On March 4, 1942, Lieutenant Commander Robert Rankin, captain of HMAS Yarra, the sole escort of a small convoy, turned and charged the enemy in the shape of an overwhelming number of Japanese warships. Fighting in waters north of Australia, this man was a naval surveyor from Sydney who had been ordered to command a warship. Yarra was a sloop, smaller than a destroyer, and Rankin (right) took her into combat against a combined force of Japanese cruisers and destroyers. He was outgunned, out-ranged, and out-numbered, yet he faced and fought his enemies in the vain hope that he could buy enough time for his convoy of three vessels time to get away.

The fight was a hopeless one. Yarra made smoke to confuse the enemy’s sightings, and repeatedly fired her guns. The Japanese found the range quickly though, and the Australian vessel was mortally hit. When a salvo hit the bridge, Rankin died at his post, but his ship’s company fought to the end as the enemy closed the range and poured in mercilessly fire.

As the ship sank beneath them, young Leading Seaman Ron “Buck” Taylor (left), from Carlton in Victoria, stayed at his gun to defend his shipmates despite the order of abandon ship. A total of 138 men went down with Yarra, with the convoy vessels all sunk as well. There were few survivors to be either rescued or taken prisoner.

Rankin, Taylor, and the rest of the ship’s company have received no recognition at all, as once again the paperwork was not done.

The RAN in 1942 was in chaos. Administration was not completed, the force was undermanned and terribly over-committed. If paperwork for the Yarra people ever started, it was never finished. Hardly easy to follow up, too, given the thousands of kilometres of separation between Australia and Britain, especially with communications not what they are today. Indeed, one of the best known and most senior naval officers of the war, John Collins, who commanded HMAS Sydney in a cruiser action in the Mediterranean, found when he inspected his own paperwork it was a mess: “These files are far from complete. I hope that other officers’ files are not in the same state,” he wrote acidly. If one of the most senior Navy people noted that of his own records, what hope was there for lesser mortals?

An inquiry of some years ago was not charged with examining the moral situation of the times, merely whether procedures were correctly followed. As a result, Yarra’s people still did not receive anything, although strangely, a commendation for the ship itself was recommended. But there is an award, the Star of Gallantry, which “recognises acts of outstanding heroism in action in circumstances of great peril” which could be given to these two. It is the nation’s highest decoration for combat bravery after the Victoria Cross.

The system the Navy endured in World War II is one of the most unfair ever perpetrated on Australian military personnel. It is well past time it was remedied. Sheean is the best known of the unrecognised members – the award of a VC to him has at least symbolized the righting of the wrong. The award of Stars of Gallantry to Rankin and Taylor would help further repair this damage to our Navy.

Dr Tom Lewis OAM is a former naval officer and the author of 16 military history books.

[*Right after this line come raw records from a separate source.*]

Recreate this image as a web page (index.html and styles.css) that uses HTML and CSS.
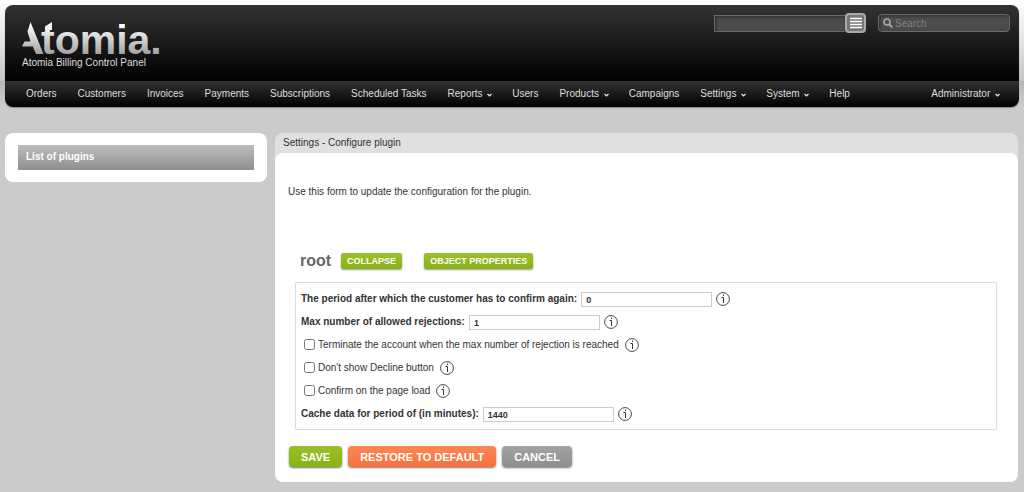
FILE: index.html
```html
<!DOCTYPE html>
<html lang="en">
<head>
  <meta charset="UTF-8">
  <meta name="viewport" content="width=device-width, initial-scale=1.0">
  <title>Atomia Billing Control Panel</title>
  <link rel="stylesheet" href="styles.css">
</head>
<body>
  <svg class="sprite" aria-hidden="true">
    <symbol id="icon-info" viewBox="0 0 14 14">
      <circle cx="7" cy="7" r="6.4" fill="none" stroke="#333" stroke-width="0.9"/>
      <path d="M5.5 5.5H7.5V11M7.5 2.6V4" fill="none" stroke="#333" stroke-width="1"/>
    </symbol>
    <symbol id="icon-caret" viewBox="0 0 5 4">
      <path d="M0.5 1L2.5 2.8L4.5 1" fill="none" stroke="#ddd" stroke-width="1.3"/>
    </symbol>
  </svg>

  <header class="header">
    <div class="header-top">
      <div class="brand">
        <svg class="logo" viewBox="0 0 140 36" role="img" aria-label="Atomia">
          <defs>
            <linearGradient id="logo-fill" x1="0" y1="0" x2="0" y2="36" gradientUnits="userSpaceOnUse">
              <stop offset="0.1" stop-color="#fff"/>
              <stop offset="1" stop-color="#999"/>
            </linearGradient>
          </defs>
          <path d="M8.5 1L21.5 33H14L10.8 25.5H0L2.5 20.5H8.5L5.5 10.5Z" fill="url(#logo-fill)"/>
          <path d="M23 9V5.5L30 1V9Z" fill="url(#logo-fill)"/>
          <text class="logo-text" x="19" y="33" fill="url(#logo-fill)">tomia.</text>
        </svg>
        <span class="tagline">Atomia Billing Control Panel</span>
      </div>
      <form class="search">
        <div class="picker">
          <input type="text" class="picker-input" aria-label="Account">
          <button type="button" class="picker-btn" aria-label="Show list">
            <svg width="14" height="14" viewBox="0 0 14 14">
              <path d="M1 2.5H13M1 5.5H13M1 8.5H13M1 11.5H13" stroke="#fff" stroke-width="1.6"/>
            </svg>
          </button>
        </div>
        <label class="search-box">
          <svg width="10" height="10" viewBox="0 0 10 10">
            <circle cx="4" cy="4" r="3" fill="none" stroke="#aaa" stroke-width="1.5"/>
            <path d="M6.2 6.2L9.2 9.4" stroke="#aaa" stroke-width="1.8"/>
          </svg>
          <input type="text" placeholder="Search" aria-label="Search">
        </label>
      </form>
    </div>
    <nav class="nav">
      <a href="#">Orders</a>
      <a href="#">Customers</a>
      <a href="#">Invoices</a>
      <a href="#">Payments</a>
      <a href="#">Subscriptions</a>
      <a href="#">Scheduled Tasks</a>
      <a href="#">Reports <svg class="caret"><use href="#icon-caret"/></svg></a>
      <a href="#">Users</a>
      <a href="#">Products <svg class="caret"><use href="#icon-caret"/></svg></a>
      <a href="#">Campaigns</a>
      <a href="#">Settings <svg class="caret"><use href="#icon-caret"/></svg></a>
      <a href="#">System <svg class="caret"><use href="#icon-caret"/></svg></a>
      <a href="#">Help</a>
      <a href="#" class="nav-user">Administrator <svg class="caret"><use href="#icon-caret"/></svg></a>
    </nav>
  </header>

  <div class="content">
    <aside class="sidebar">
      <a href="#" class="sidebar-link">List of plugins</a>
    </aside>

    <main class="panel">
      <h1 class="panel-title">Settings - Configure plugin</h1>
      <form class="panel-body">
        <p class="intro">Use this form to update the configuration for the plugin.</p>

        <div class="root-head">
          <h2>root</h2>
          <button type="button" class="btn-small">COLLAPSE</button>
          <button type="button" class="btn-small">OBJECT PROPERTIES</button>
        </div>

        <div class="fields">
          <div class="field">
            <label for="period">The period after which the customer has to confirm again:</label>
            <input type="text" id="period" value="0">
            <svg class="info"><use href="#icon-info"/></svg>
          </div>
          <div class="field">
            <label for="rejections">Max number of allowed rejections:</label>
            <input type="text" id="rejections" value="1">
            <svg class="info"><use href="#icon-info"/></svg>
          </div>
          <div class="field check">
            <input type="checkbox" id="terminate">
            <label for="terminate">Terminate the account when the max number of rejection is reached</label>
            <svg class="info"><use href="#icon-info"/></svg>
          </div>
          <div class="field check">
            <input type="checkbox" id="decline">
            <label for="decline">Don't show Decline button</label>
            <svg class="info"><use href="#icon-info"/></svg>
          </div>
          <div class="field check">
            <input type="checkbox" id="confirm">
            <label for="confirm">Confirm on the page load</label>
            <svg class="info"><use href="#icon-info"/></svg>
          </div>
          <div class="field">
            <label for="cache">Cache data for period of (in minutes):</label>
            <input type="text" id="cache" value="1440">
            <svg class="info"><use href="#icon-info"/></svg>
          </div>
        </div>

        <div class="actions">
          <button type="submit" class="btn btn-save">SAVE</button>
          <button type="button" class="btn btn-restore">RESTORE TO DEFAULT</button>
          <button type="button" class="btn btn-cancel">CANCEL</button>
        </div>
      </form>
    </main>
  </div>
</body>
</html>
```
FILE: styles.css
```css
* {
  box-sizing: border-box;
}
body {
  margin: 0;
  padding: 5px;
  font-family: "Liberation Sans", Arial, sans-serif;
  font-size: 10px;
  line-height: 14px;
  color: #333;
  background: #cbcbcb linear-gradient(#fff, #c6c6c6 80px, #b8b8b8 81px, #cbcbcb 107px) no-repeat;
}
input, button {
  font-family: inherit;
}
.sprite {
  position: absolute;
  width: 0;
  height: 0;
}

/* Header */
.header {
  border-radius: 8px;
  overflow: hidden;
  box-shadow: 0 1px 1px #888;
}
.header-top {
  display: flex;
  justify-content: space-between;
  align-items: flex-start;
  height: 76px;
  padding: 8px 9px 0 17px;
  background: linear-gradient(#333, #000);
}
.brand {
  display: flex;
  flex-direction: column;
  padding-top: 8px;
}
.logo {
  width: 140px;
  height: 36px;
  overflow: visible;
}
.logo-text {
  font-size: 41px;
  font-weight: bold;
}
.tagline {
  line-height: 12px;
  color: #ddd;
}
.search {
  display: flex;
  gap: 12px;
}
.picker {
  display: flex;
  align-items: center;
}
.picker-input {
  width: 131px;
  height: 17px;
  border: 1px solid #6a6a6a;
  border-right: 0;
  background: #4c4c4c;
  box-shadow: inset 1px 1px 3px #2a2a2a;
  color: #ddd;
}
.picker-btn {
  display: grid;
  place-items: center;
  width: 21px;
  height: 20px;
  padding: 0;
  border: 2px solid #aaa;
  border-radius: 4px;
  background: #777;
}
.search-box {
  display: flex;
  align-items: center;
  gap: 2px;
  width: 132px;
  height: 18px;
  margin-top: 1px;
  padding: 0 4px;
  border: 1px solid #6a6a6a;
  border-radius: 4px;
  background: #4c4c4c;
  box-shadow: inset 1px 1px 3px #2a2a2a;
}
.search-box input {
  flex: 1;
  min-width: 0;
  padding: 0;
  border: 0;
  background: none;
  color: #ddd;
  font-size: 10px;
}
.search-box input::placeholder {
  color: #808080;
}
.nav {
  display: flex;
  align-items: center;
  gap: 21px;
  height: 26px;
  padding: 0 20px 0 21px;
  background: linear-gradient(#333, #000);
}
.nav a {
  color: #ddd;
  text-decoration: none;
  white-space: nowrap;
}
.caret {
  width: 5px;
  height: 4px;
  margin-left: 2px;
  margin-right: -1px;
}
.nav .nav-user {
  margin-left: auto;
}

/* Columns */
.content {
  display: grid;
  grid-template-columns: 262px 1fr;
  gap: 8px;
  align-items: start;
  margin-top: 26px;
  padding-right: 1px;
}
.sidebar {
  padding: 12px 13px;
  border-radius: 8px;
  background: #fff;
}
.sidebar-link {
  display: block;
  padding: 5px 8px 6px;
  background: linear-gradient(#bdbdbd, #8f8f8f);
  color: #fff;
  font-weight: bold;
  text-decoration: none;
}
.panel {
  border-radius: 8px;
  background: #e0e0e0;
}
.panel-title {
  margin: 0;
  padding: 3px 8px;
  font-size: 10px;
  font-weight: normal;
}
.panel-body {
  padding: 32px 13px 15px;
  border-radius: 8px;
  background: #fff;
}
.intro {
  margin: 0;
}

/* Root object */
.root-head {
  display: flex;
  align-items: center;
  margin: 52px 12px 11px;
}
.root-head h2 {
  margin: 0 10px 0 0;
  font-size: 16px;
  line-height: 20px;
  color: #666;
}
.btn-small {
  height: 16px;
  margin-right: 22px;
  padding: 0 6px;
  border: 0;
  border-radius: 2px;
  background: linear-gradient(#9cbf2e, #86b312);
  box-shadow: 0 1px 2px #999;
  color: #fff;
  font-size: 9px;
  font-weight: bold;
}
.fields {
  display: flex;
  flex-direction: column;
  gap: 7px;
  margin: 0 8px 0 7px;
  padding: 8px 5px 7px;
  border: 1px solid #ddd;
  border-radius: 2px;
}
.field {
  display: flex;
  align-items: center;
  gap: 4px;
  height: 16px;
}
.field label {
  font-weight: bold;
}
.field input[type="text"] {
  width: 131px;
  height: 15px;
  padding: 1px 4px 0;
  border: 1px solid #ccc;
  font-size: 9px;
  font-weight: bold;
  color: #333;
}
.info {
  width: 14px;
  height: 14px;
}
.check {
  gap: 3px;
  padding-left: 3px;
}
.check input {
  width: 11px;
  height: 11px;
  margin: 0 0 2px;
}
.check .info {
  margin-left: 3px;
}
.field.check label {
  font-weight: normal;
}

/* Form buttons */
.actions {
  display: flex;
  gap: 6px;
  margin: 16px 1px 0;
}
.btn {
  height: 21px;
  padding: 0 12px;
  border: 0;
  border-radius: 4px;
  box-shadow: 0 1px 2px #777;
  color: #fff;
  font-size: 11px;
  font-weight: bold;
}
.btn-save {
  background: linear-gradient(#9cbf2e, #86b312);
}
.btn-restore {
  background: linear-gradient(#fa8855, #f9713c);
}
.btn-cancel {
  background: linear-gradient(#a3a3a3, #8e8e8e);
}
```
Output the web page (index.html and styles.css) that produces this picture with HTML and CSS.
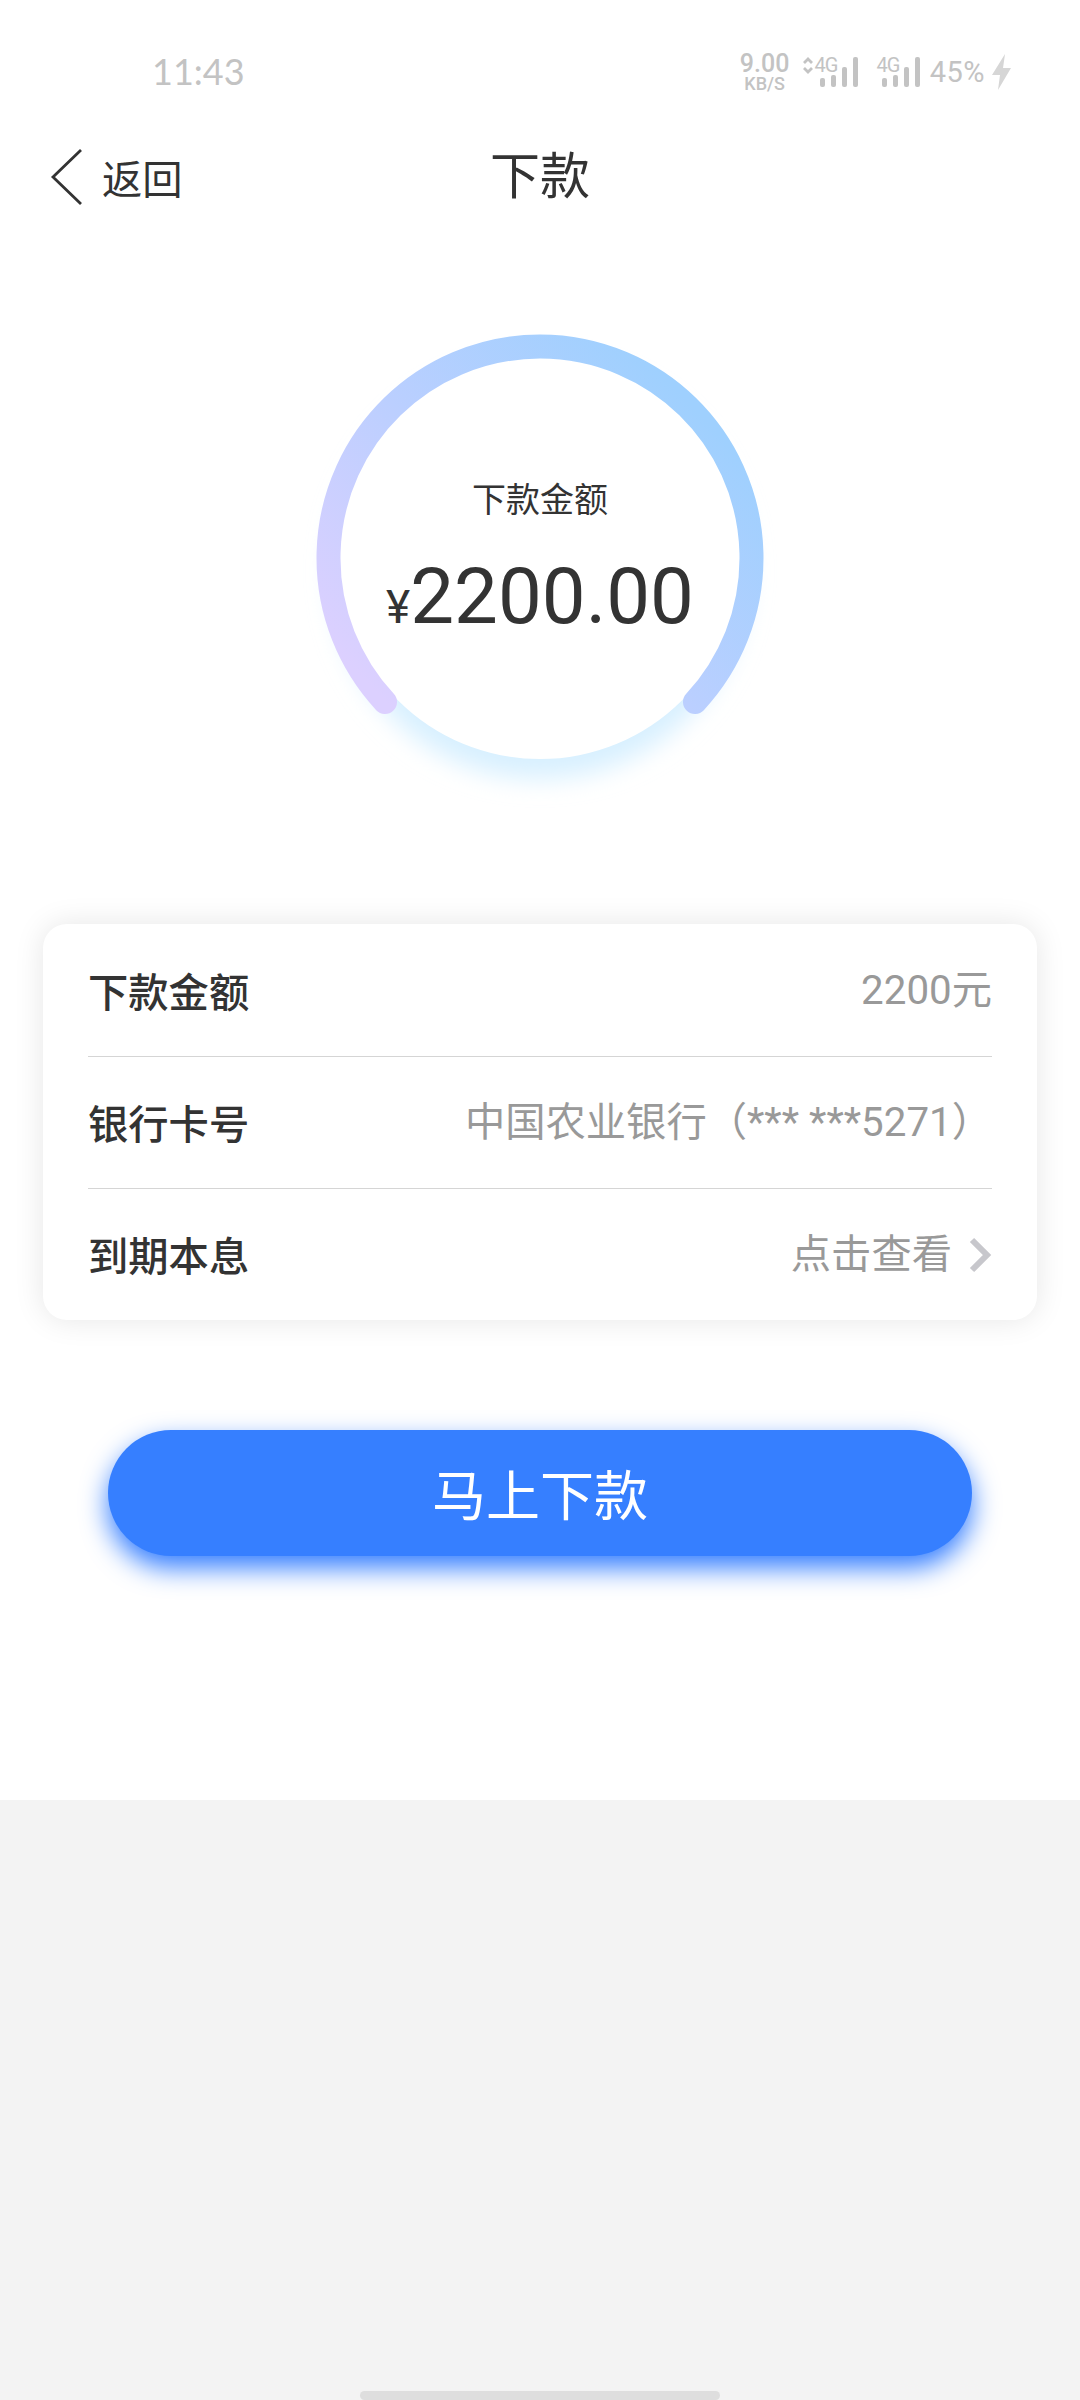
FILE: index.html
```html
<!DOCTYPE html>
<html lang="zh-CN">
<head>
  <meta charset="UTF-8">
  <title>下款</title>
  <link rel="stylesheet" href="styles.css">
</head>
<body>
  <div class="page">
    <div class="status">
      <span class="time">11:43</span>
      <div class="speed">
        <span class="speed-num">9.00</span>
        <span class="speed-unit">KB/S</span>
      </div>
      <svg class="signal" width="58" height="32" viewBox="0 0 58 32">
        <path d="M2 7l4-4 4 4M2 12l4 4 4-4" fill="none" stroke="#c3c3c3" stroke-width="2.8" />
        <text x="12.500" y="15.500">4G</text>
        <rect x="18" y="22" width="5" height="9" rx="2" />
        <rect x="29" y="19" width="5" height="12" rx="2" />
        <rect x="40" y="11" width="5" height="20" rx="2" />
        <rect x="51" y="1" width="5" height="30" rx="2" />
      </svg>
      <svg class="signal signal2" width="46" height="32" viewBox="12 0 46 32">
        <text x="12.500" y="15.500">4G</text>
        <rect x="18" y="22" width="5" height="9" rx="2" />
        <rect x="29" y="19" width="5" height="12" rx="2" />
        <rect x="40" y="11" width="5" height="20" rx="2" />
        <rect x="51" y="1" width="5" height="30" rx="2" />
      </svg>
      <span class="battery">45%</span>
      <svg class="bolt" width="20" height="36" viewBox="0 0 20 36">
        <path d="M13 0L0 21h8l-2 15L19 14h-8z" fill="#d6d6d6" />
      </svg>
    </div>

    <div class="nav">
      <a class="back">
        <svg width="32" height="56" viewBox="0 0 32 56">
          <path d="M31 1L3 28l28 27" fill="none" stroke="#333" stroke-width="2.8" />
        </svg>
        <span>返回</span>
      </a>
      <h1 class="title">下款</h1>
    </div>

    <div class="ring">
      <svg class="ring-bg" width="540" height="540" viewBox="0 0 540 540">
        <defs>
          <linearGradient id="arc" gradientUnits="userSpaceOnUse" x1="115" y1="417" x2="420" y2="120">
            <stop offset="0" stop-color="#dcd0ff" />
            <stop offset="0.5" stop-color="#bbcfff" />
            <stop offset="1" stop-color="#9fd0fe" />
          </linearGradient>
          <filter id="blur" x="-20%" y="-20%" width="140%" height="140%">
            <feGaussianBlur stdDeviation="12" />
          </filter>
        </defs>
        <circle cx="270" cy="287" r="208" fill="#d8f0ff" filter="url(#blur)" />
        <circle cx="270" cy="274" r="201" fill="#fff" />
        <path d="M115 418A211.5 211.5 0 1 1 425 418" fill="none" stroke="url(#arc)" stroke-width="24" stroke-linecap="round" />
      </svg>
      <div class="ring-text">
        <div class="ring-label">下款金额</div>
        <div class="ring-num"><span>¥</span>2200.00</div>
      </div>
    </div>

    <div class="card">
      <div class="row">
        <span class="label">下款金额</span>
        <span class="value">2200元</span>
      </div>
      <div class="row">
        <span class="label">银行卡号</span>
        <span class="value">中国农业银行（*** ***5271）</span>
      </div>
      <div class="row">
        <span class="label">到期本息</span>
        <span class="value">点击查看</span>
        <svg class="arrow" width="24" height="36" viewBox="0 0 24 36">
          <path d="M4 3l15 15L4 33" fill="none" stroke="#c7c7cc" stroke-width="6" />
        </svg>
      </div>
    </div>

    <button class="submit">马上下款</button>
  </div>
  <div class="home-bar"></div>
</body>
</html>
```

FILE: styles.css
```css
body {
  display: flex;
  flex-direction: column;
  justify-content: space-between;
  align-items: center;
  height: 2400px;
  margin: 0;
  background: #f3f3f3;
  color: #333;
  font-family: Roboto, "Noto Sans CJK SC", sans-serif;
}
.page {
  width: 1080px;
  height: 1800px;
  background: #fff;
}
.status {
  display: flex;
  align-items: center;
  box-sizing: border-box;
  height: 144px;
  padding: 0 68px 0 152px;
  color: #c3c3c3;
}
.time {
  flex: 1;
  margin-bottom: 3px;
  font-family: Lato, sans-serif;
  font-size: 36px;
}
.speed {
  display: flex;
  flex-direction: column;
  align-items: center;
  width: 50px;
  margin-top: 2px;
  font-weight: 500;
}
.speed-num {
  font-size: 25px;
  line-height: 21px;
}
.speed-unit {
  font-size: 18px;
  line-height: 20px;
}
.signal {
  margin-left: 12px;
  fill: #c3c3c3;
  overflow: visible;
}
.signal2 {
  margin-left: 16px;
}
.signal text {
  font-size: 20px;
  letter-spacing: -1px;
}
.battery {
  margin-left: 8px;
  font-size: 29px;
  letter-spacing: .5px;
}
.bolt {
  margin-left: 7px;
}
.nav {
  display: flex;
  align-items: center;
  height: 66px;
  padding: 0 50px;
}
.back {
  display: flex;
  align-items: center;
  flex: 1;
  font-size: 40.3px;
  line-height: 60px;
}
.back span {
  margin: 8px 0 0 20px;
}
.title {
  margin: 0;
  font-size: 50px;
  font-weight: 400;
  line-height: 60px;
}
/* same width as .back, keeps the title centered */
.nav::after {
  content: "";
  flex: 1;
}
.ring {
  position: relative;
  width: 540px;
  height: 540px;
  margin: 74px auto 0;
}
.ring-bg {
  display: block;
}
.ring-text {
  position: absolute;
  top: 191px;
  left: 0;
  width: 100%;
  text-align: center;
}
.ring-label {
  font-size: 34px;
  line-height: 50px;
}
.ring-num {
  margin-top: 27px;
  font-size: 78px;
  line-height: 90px;
}
.ring-num span {
  font-size: 46px;
}
.card {
  width: 904px;
  margin: 100px auto 0;
  padding: 0 45px;
  border-radius: 24px;
  background: #fff;
  box-shadow: 0 0 30px rgba(0, 0, 0, .1);
}
.row {
  display: flex;
  align-items: center;
  box-sizing: border-box;
  height: 132px;
  border-bottom: 1px solid #d5d5d5;
}
.row:first-child {
  height: 133px;
}
.row:last-child {
  height: 131px;
  border-bottom: 0;
}
.label {
  flex: 1;
  margin-bottom: 2px;
  font-size: 40.3px;
  font-weight: 500;
}
.value {
  margin-bottom: 8px;
  font-size: 40.3px;
  color: #999;
}
.arrow {
  margin-left: 16px;
}
.submit {
  display: block;
  width: 864px;
  height: 126px;
  margin: 110px auto 0;
  padding: 0 0 2px;
  border: 0;
  border-radius: 63px;
  background: #367fff;
  box-shadow: 0 12px 27px #367fff;
  color: #fff;
  font-family: inherit;
  font-size: 54px;
}
.home-bar {
  width: 360px;
  height: 9px;
  border-radius: 5px;
  background: #dedede;
}
```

His work Teddy Sheean VC, from Big Sky Publishing, is an examination of the Sheean case. He has also just released Eagles over Darwin, a study of how the United States Army Air Forces provided the fighter defence of northern Australia in WWII, and Medieval Military Combat, an analysis of battlefield tactics in the Wars of the Roses

4 thoughts on “The Unsung Sacrifices of the RAN’s Neglected Heroes

  • Daffy says:

    I’ll vote for that. I get the feeling that the nobs in the navy of that day were, as our military branches seem to tend towards today, more concerned with ‘form’ than function.

  • yofus says:

    Most were probably just very thankful and ever grateful to have made it back home, and hardly served with the idea of winning awards, but nevertheless correct to assert their barely being acknowledged or suitably appraised or rewarded for the sacrifices and superhuman effort put in to fight for our freedom.
    My uncle John Pike managed with help from Grandpa, a merchant seaman during WW2, to get enrolled at age 15 in the Navy at the breakout of WW2 and proceeded to serve in no less than 7 theatres of war during his time aboard the HMAS Australia, flagship of the RAN for the bulk of WW2 and credited with putting in vastly more nautical sea miles than any other Naval vessel bar none.
    Uncle John whom passed away only last year, still as sound of mind & spirit as ever, was one of the super brave and courageous mid ship pom pom gunners right in the very thick of the action in the Coral Sea whilst being kamikazed no less than 5 times and during that battle looked around after a blinding flash and ear splitting crash of a plane slamming into amidships to see nothing but a small pile of smoking bones that was his mate on the adjacent pom pom gun. That is what you call sacrifice. Uncle mentioned after that particular battle half the crew, figuratively, went mad and to what might be added they just do not make them like that anymore.
    Amazingly she remained afloat and was towed back home for repairs. It is a great shame no book was ever written or even a movie made of one of the most intrepid incredible untold stories of WW2,
    Also like to mention my other Grandfather at the time was a WW2 POW put to work on the infamous Burma railway only just surviving that subhuman ordeal.

  • geoff_brown1 says:

    I mean no disrespect to yofus’s memory of his uncle, but HMAS Australia’s role in the battle of the Coral Sea is well documented. That ship came through unscathed – to the best of my knowledge and belief, she suffered no casualties. Yofus may be mistaking his Uncles story with HMAS Australia’s role in 1945, when the ship was hit by kamikazes, and the Captain and several others were, indeed, killed.

  • yofus says:

    Yes , may have mixed up the Coral Sea battle(s) with the 1945 battles Geof, apologies, he served aboard HMAS AUSTRALIA as far as I know throughout most of WW2. hence the several theatres of war traversed and to which medals were awarded in recognition of such.